Another way of igniting a fuel-air mixture is through a process called homogenous charge compression ignition (HCCI). This process mixes the fuel and air into a homogeneous charge before compression, just like a traditional gasoline engine. And just like a traditional gasoline engine, gasoline is the fuel for this process!
By its very nature, HCCI is more volatile and difficult to work with than SCCI. "Engine knock," or the phenomenon in which the fuel-air mixture will ignite and burn due to a hot-spot in the combustion chamber, demonstrates that auto-ignition already exists in today's engine. If only the ignition events could be controlled...
As engine-control technology continues to evolve, the tools that allow an engine to operate under a controlled auto-ignition mode are slowly coming to pass. Variable cam timing and lift and direct injection are two such technologies. Currently, cylinder-pressure sensor technology is what most manufacturers cite as being the hold-up behind widespread implementation of this ignition mode.

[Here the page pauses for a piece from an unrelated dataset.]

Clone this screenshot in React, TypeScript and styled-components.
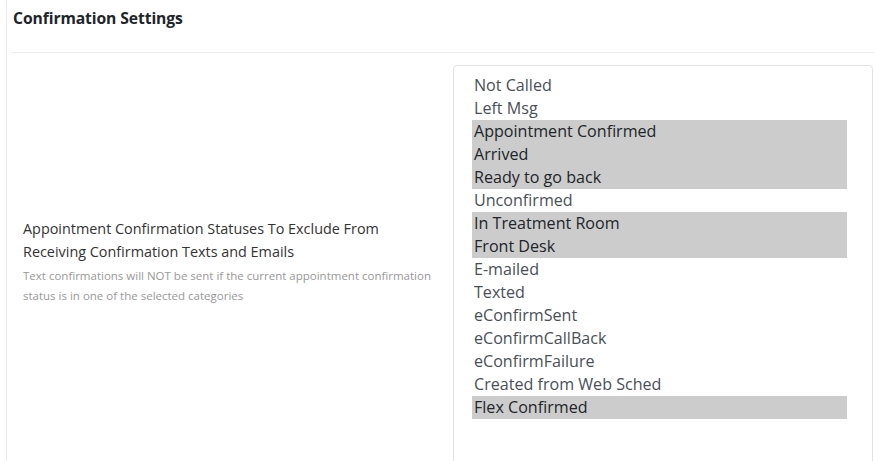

Mercedes-Benz currently has a working prototype engine called the DiesOtto (combination of Diesel and Otto) that utilizes numerous technologies to control the HCCI process. Variable compression ratio, variable valve timing and lift and multiple turbochargers are some of the main components that are needed by the DiesOtto engine to initiate and maintain HCCI during the cruise phase of the drive cycle. Under startup and heavy load, the engine reverts to standard spark-actuated ignition.
The benefit to HCCI is obvious, offering all the power of a diesel-fueled engine with none of the ancillary (heavy and expensive) after-treatment systems of diesel.
While HCCI could very easily be the wave of the future, diesel fuel is here now. And with continuing advancements in pollution control, driveability and efficiency, it might just be the purist's next choice for fuel.